# Gaggia Classic problems with flow (steam but no drip)



## 4n7 (Oct 14, 2016)

Hello All,

I'm looking for a bit of advice with my Gaggia Classic.

I've had a water block before and stripped it to find a big piece of scale in the pipe by the solenoid.

I've stripped and rebuilt the thing twice since then as it's blocked again, I can't work out what is causing the issue, all the pipework seems to be functioning fine and is clear.

The steam wand works fine, when I click for water I'm getting the noise but no water, inside I see no water flowing through the polypipe.

I'm looking at getting a solenoid (from ebay?) to test that, are there any other things I should be checking?

Thanks in advance for any advice offered, I've been trying to search forums and youtube but can't find any advice beyond where I'm at.

Ant


----------



## Jumbo Ratty (Jan 12, 2015)

4n7

imho buying a new solenoid valve will be a waste of money.

I see you live in London so I ask how often do you descale the machine ?

How many cups do you make on average per week ?

Have a read of this thread, your problem is well covered here.

http://coffeeforums.co.uk/showthread.php?33343-Intermittent-Classic-water-flow-problem


----------



## 4n7 (Oct 14, 2016)

Thanks for the reply Ratty,

I usually make one double espresso every morning, run through cafizza about once a month.

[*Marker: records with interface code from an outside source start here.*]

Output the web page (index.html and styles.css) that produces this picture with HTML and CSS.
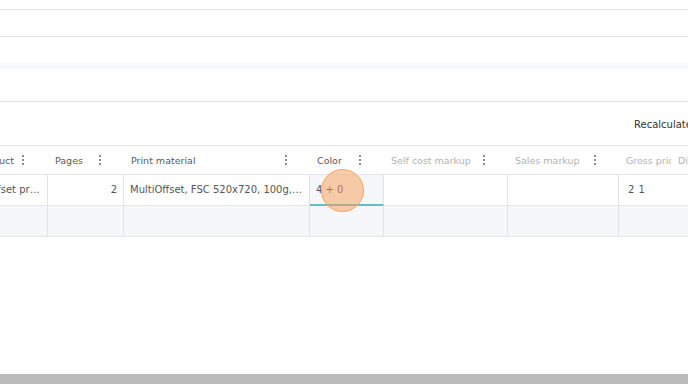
FILE: index.html
```html
<!DOCTYPE html>
<html lang="en">

<head>
  <meta charset="UTF-8">
  <meta name="viewport" content="width=device-width, initial-scale=1.0">
  <title>Order items</title>
  <link rel="stylesheet" href="styles.css">
</head>

<body>
  <div class="page">
    <div class="rule first"></div>
    <div class="blank"></div>
    <div class="rule"></div>
    <div class="blank"></div>
    <div class="band"></div>
    <div class="blank tall"></div>
    <div class="rule"></div>

    <div class="toolbar">
      <button class="recalc" type="button">Recalculate</button>
    </div>

    <div class="grid_wrap">
      <div class="grid">
        <div class="grid_header">
          <span class="col_head first_col"><span>Product</span><i class="kebab"></i></span>
          <span class="col_head"><span>Pages</span><i class="kebab"></i></span>
          <span class="col_head"><span>Print material</span><i class="kebab"></i></span>
          <span class="col_head"><span>Color</span><i class="kebab"></i></span>
          <span class="col_head muted"><span>Self cost markup</span><i class="kebab"></i></span>
          <span class="col_head muted"><span>Sales markup</span><i class="kebab"></i></span>
          <span class="col_head muted clip"><span>Gross price</span></span>
          <span class="col_head muted clip"><span>Discount</span></span>
        </div>

        <div class="grid_row">
          <span class="cell">Offset printing</span>
          <span class="cell num">2</span>
          <span class="cell material">MultiOffset, FSC 520x720, 100g, white</span>
          <span class="cell editing">4 + 0</span>
          <span class="cell"></span>
          <span class="cell"></span>
          <span class="cell gross">2 1</span>
          <span class="cell"></span>
        </div>

        <div class="grid_row alt">
          <span class="cell"></span>
          <span class="cell"></span>
          <span class="cell"></span>
          <span class="cell"></span>
          <span class="cell"></span>
          <span class="cell"></span>
          <span class="cell gross"></span>
          <span class="cell"></span>
        </div>
      </div>

      <!-- click marker from the screen recording -->
      <div class="click_mark"></div>
    </div>

    <div class="filler"></div>
    <div class="scroll_bar"></div>
  </div>
</body>

</html>
```

FILE: styles.css
```css
/* base */
html,
body {
  margin: 0;
  padding: 0;
  overflow: hidden;
}

body {
  font-family: "DejaVu Sans", "Liberation Sans", sans-serif;
  background-color: #fff;
  color: #555;
}

.page {
  display: flex;
  flex-direction: column;
  height: 384px;
  width: 688px;
}

.rule {
  height: 1px;
  background-color: #e2e2e2;
}

.rule.first {
  margin-top: 9px;
}

.blank {
  height: 26px;
}

.blank.tall {
  height: 32px;
}

.band {
  height: 6px;
  background-color: #f8f9fb;
}

/* toolbar */
.toolbar {
  height: 43px;
  display: flex;
  align-items: center;
  padding-left: 634px;
  white-space: nowrap;
  overflow: hidden;
}

.recalc {
  font-family: inherit;
  font-size: 10px;
  color: #333;
  background: none;
  border: none;
  padding: 0;
  margin-top: 1px;
}

/* grid */
.grid_wrap {
  position: relative;
  overflow: hidden;
  border-top: 1px solid #e6e6e6;
}

.grid {
  margin-left: -20px;
  width: 780px;
}

.grid_header,
.grid_row {
  display: grid;
  grid-template-columns: 68px 76px 186px 74px 124px 111px 52px 86px;
}

.grid_header {
  height: 28px;
  border-bottom: 1px solid #e6e6e6;
}

.col_head {
  display: flex;
  align-items: center;
  justify-content: space-between;
  padding: 0 23px 0 7px;
  font-size: 9.5px;
  color: #5a5a5a;
  white-space: nowrap;
  overflow: hidden;
}

.col_head.first_col {
  justify-content: flex-end;
  gap: 8px;
  padding: 0 24px 0 0;
}

.col_head.muted {
  color: #b2b2b2;
}

.col_head.clip {
  justify-content: flex-start;
  padding-right: 0;
}

.kebab {
  width: 2px;
  height: 2px;
  border-radius: 50%;
  background-color: #666;
  box-shadow: 0 -4px 0 #666, 0 4px 0 #666;
  flex-shrink: 0;
}

.grid_row {
  height: 30px;
  border-bottom: 1px solid #e6e6e6;
}

.grid_row.alt {
  background-color: #f6f7f9;
}

.cell {
  display: block;
  line-height: 30px;
  padding: 0 6px;
  border-right: 1px solid #e3e3e3;
  font-size: 10px;
  color: #555;
  white-space: nowrap;
  overflow: hidden;
  text-overflow: ellipsis;
  box-sizing: border-box;
  min-width: 0;
}

.cell.num {
  text-align: right;
}

.cell.material {
  padding-right: 7px;
}

.cell.gross {
  padding-left: 9px;
  letter-spacing: 0.5px;
  border-right: none;
}

.cell.editing {
  line-height: 29px;
  background-color: #f6f7f9;
  border-bottom: 2px solid #5fc0c7;
  margin-bottom: -1px;
}

.click_mark {
  position: absolute;
  left: 321px;
  top: 23px;
  width: 41px;
  height: 41px;
  border-radius: 50%;
  background-color: rgba(245, 158, 85, 0.5);
  border: 1.5px solid #f2a563;
}

.filler {
  flex: 1;
}

.scroll_bar {
  height: 10px;
  background-color: #bbb;
}
```
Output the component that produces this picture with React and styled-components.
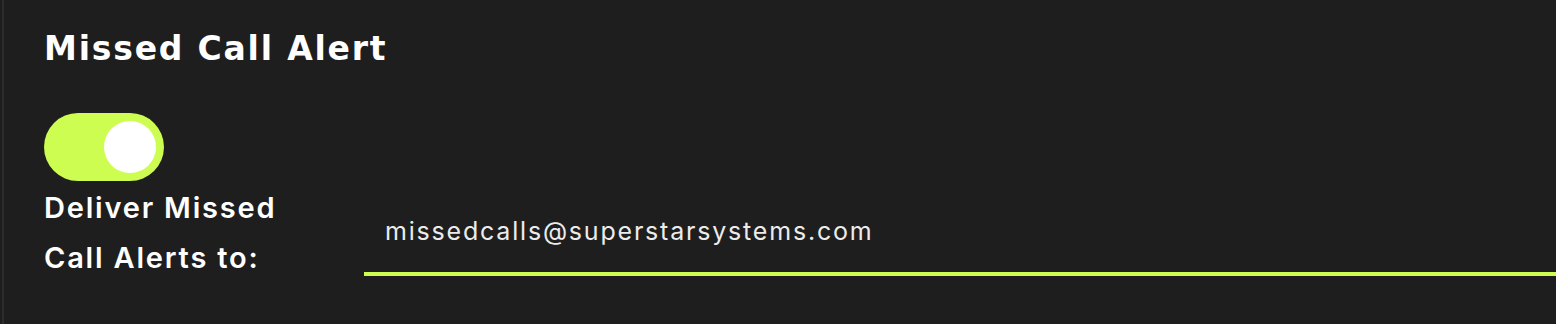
import React, { useState } from "react";
import styled, { createGlobalStyle } from "styled-components";

const Global = createGlobalStyle`
  html, body { margin: 0; padding: 0; background: #1e1e1e; }
  body { font-family: Inter, "Open Sans", sans-serif; }
  * { box-sizing: border-box; }
`;

const Panel = styled.section`
  min-height: 324px;
  margin-left: 2px;
  border-left: 2px solid #2d2d2d;
  padding: 28px 0 0 40px;
  background: #1e1e1e;
  color: #ffffff;
`;

const Title = styled.h2`
  margin: 0;
  font-family: "DejaVu Sans", Inter, sans-serif;
  font-size: 33px;
  font-weight: 700;
  line-height: 42px;
  letter-spacing: 1.8px;
  color: #ffffff;
`;

const Switch = styled.button`
  display: flex;
  align-items: center;
  justify-content: ${(p) => (p.$on ? "flex-end" : "flex-start")};
  width: 120px;
  height: 68px;
  margin-top: 43px;
  padding: 0 8px;
  border: none;
  border-radius: 34px;
  background: ${(p) => (p.$on ? "#cdfd50" : "#444")};
  cursor: pointer;
`;

const Knob = styled.span`
  width: 52px;
  height: 52px;
  border-radius: 50%;
  background: #ffffff;
`;

const Row = styled.div`
  display: flex;
  align-items: flex-end;
  margin-top: 2px;
`;

const Label = styled.label`
  width: 320px;
  flex: none;
  font-family: Inter, sans-serif;
  font-size: 29px;
  font-weight: 600;
  line-height: 50px;
  letter-spacing: 1.8px;
  color: #ffffff;
`;

const Field = styled.input`
  flex: 1;
  min-width: 0;
  height: 74px;
  margin-bottom: 7px;
  padding: 0 0 12px 21px;
  border: none;
  border-bottom: 4px solid #cdfd50;
  background: transparent;
  color: #ececec;
  font-family: Inter, sans-serif;
  font-size: 25px;
  font-weight: 400;
  letter-spacing: 1.8px;
  outline: none;
`;

export default function App() {
  const [on, setOn] = useState(true);
  const [email, setEmail] = useState("missedcalls@superstarsystems.com");
  return (
    <>
      <Global />
      <Panel>
        <Title>Missed Call Alert</Title>
        <Switch $on={on} onClick={() => setOn(!on)} aria-pressed={on}>
          <Knob />
        </Switch>
        <Row>
          <Label htmlFor="alert-email">
            Deliver Missed
            <br />
            Call Alerts to:
          </Label>
          <Field id="alert-email" value={email} onChange={(e) => setEmail(e.target.value)} />
        </Row>
      </Panel>
    </>
  );
}
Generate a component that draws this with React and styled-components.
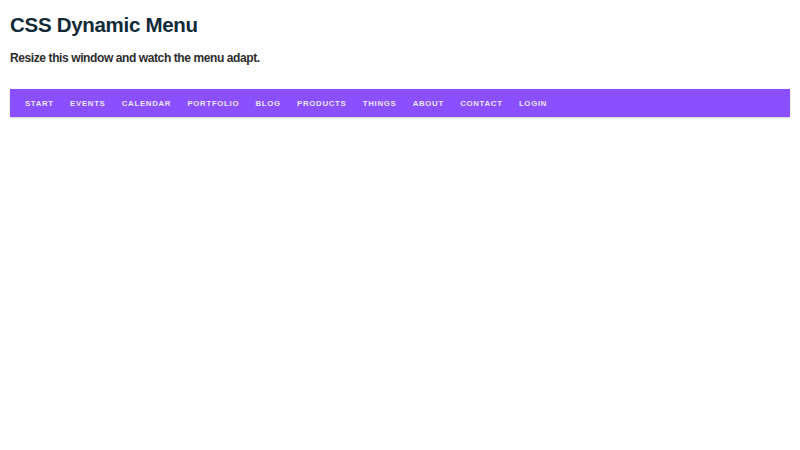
import React from 'react'
import styled, { createGlobalStyle } from 'styled-components'

const items = ['Start', 'Events', 'Calendar', 'Portfolio', 'Blog', 'Products', 'Things', 'About', 'Contact', 'Login']

export default function App() {
    return (
        <Page>
            <Global />
            <Title>CSS Dynamic Menu</Title>
            <Lead>Resize this window and watch the menu adapt.</Lead>
            <Nav>
                {items.map((item) => (
                    <NavLink key={item} href="#">{item}</NavLink>
                ))}
            </Nav>
        </Page>
    )
}

const Global = createGlobalStyle`
    body {
        margin: 0;
        background: #fff;
        font-family: "Liberation Sans", Arial, sans-serif;
    }
`

const Page = styled.div`
    padding: 10px;
`

const Title = styled.h1`
    margin: 2px 0 0;
    font-size: 20.5px;
    line-height: 26px;
    letter-spacing: -0.3px;
    color: #112a37;
`

const Lead = styled.p`
    margin: 12px 0 0;
    font-size: 12px;
    font-weight: bold;
    line-height: 16px;
    letter-spacing: -0.4px;
    color: #2d2d2d;
`

const Nav = styled.nav`
    display: flex;
    margin-top: 23px;
    padding: 0 6.75px;
    height: 28px;
    align-items: center;
    background: #8a50ff;
    box-shadow: 0 1px 2px rgba(0, 0, 0, 0.2);
`

const NavLink = styled.a`
    padding: 0 8.15px;
    font-size: 7.8px;
    font-weight: 700;
    letter-spacing: 0.7px;
    text-transform: uppercase;
    text-decoration: none;
    color: #ebe4ff;
`
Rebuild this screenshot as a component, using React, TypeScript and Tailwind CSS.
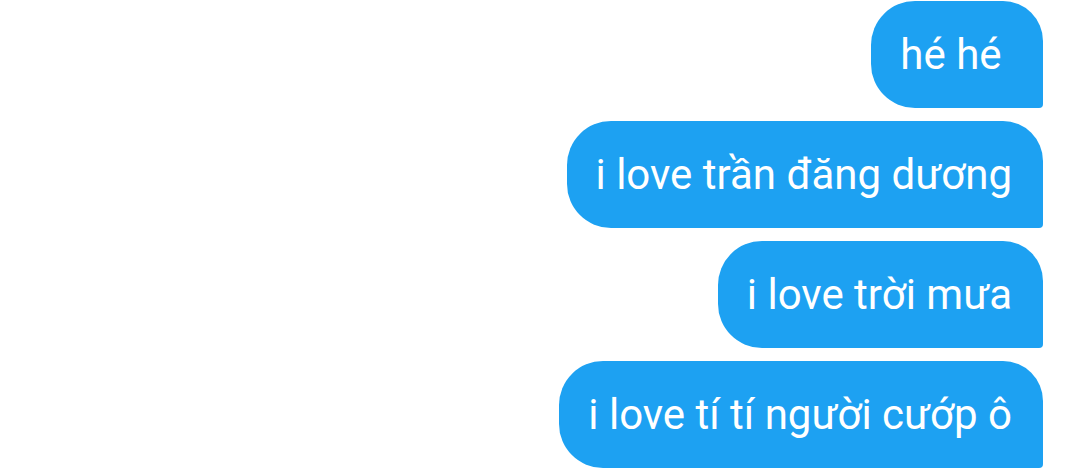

The water is hard, once I get this thing fixed i'm going to start using bottled water.

I'll have a read through of this thread thanks ( I hoped someone would say don't buy the solenoid!)


----------



## Jumbo Ratty (Jan 12, 2015)

I have cafiza urnex, i use that for back flushing.

I didnt think it could be used to descale as well, but they might do a product for that and thats what you have.

I think you need to descale once every month. Its scale thats your problem, and loose scale is getting into the solenoid valve, all thoroughly explained in the linked thread

Once you've read the thread ive linked you should have a good insight into it


----------



## 4n7 (Oct 14, 2016)

I've since opened up the whole thing and cleaned up again but still nothing.

Is it possible the electric mech in the solenoid has stopped? Or been wired up wrong?

The solenoid pipe is clear and has movement so I'm not sure why this doesn't flow, the steam works fine.

I labelled all the cables to be sure but didn't label the solenoid connectors


----------



## Jumbo Ratty (Jan 12, 2015)

there are 2 wire connections to the solenoid,

on my machine the *blue wires* are connected to the spade nearest the boiler

and the *black wires *are connected to the spade nearest the pump


----------



## timmyjj21 (May 10, 2015)

The solenoid can be wired any way, as long as you are using the correct 2 pins. I find the wires will naturally want to sit in their old positions so will often tell you where they want to be!

I didn't read the link previously given, but can guess the content...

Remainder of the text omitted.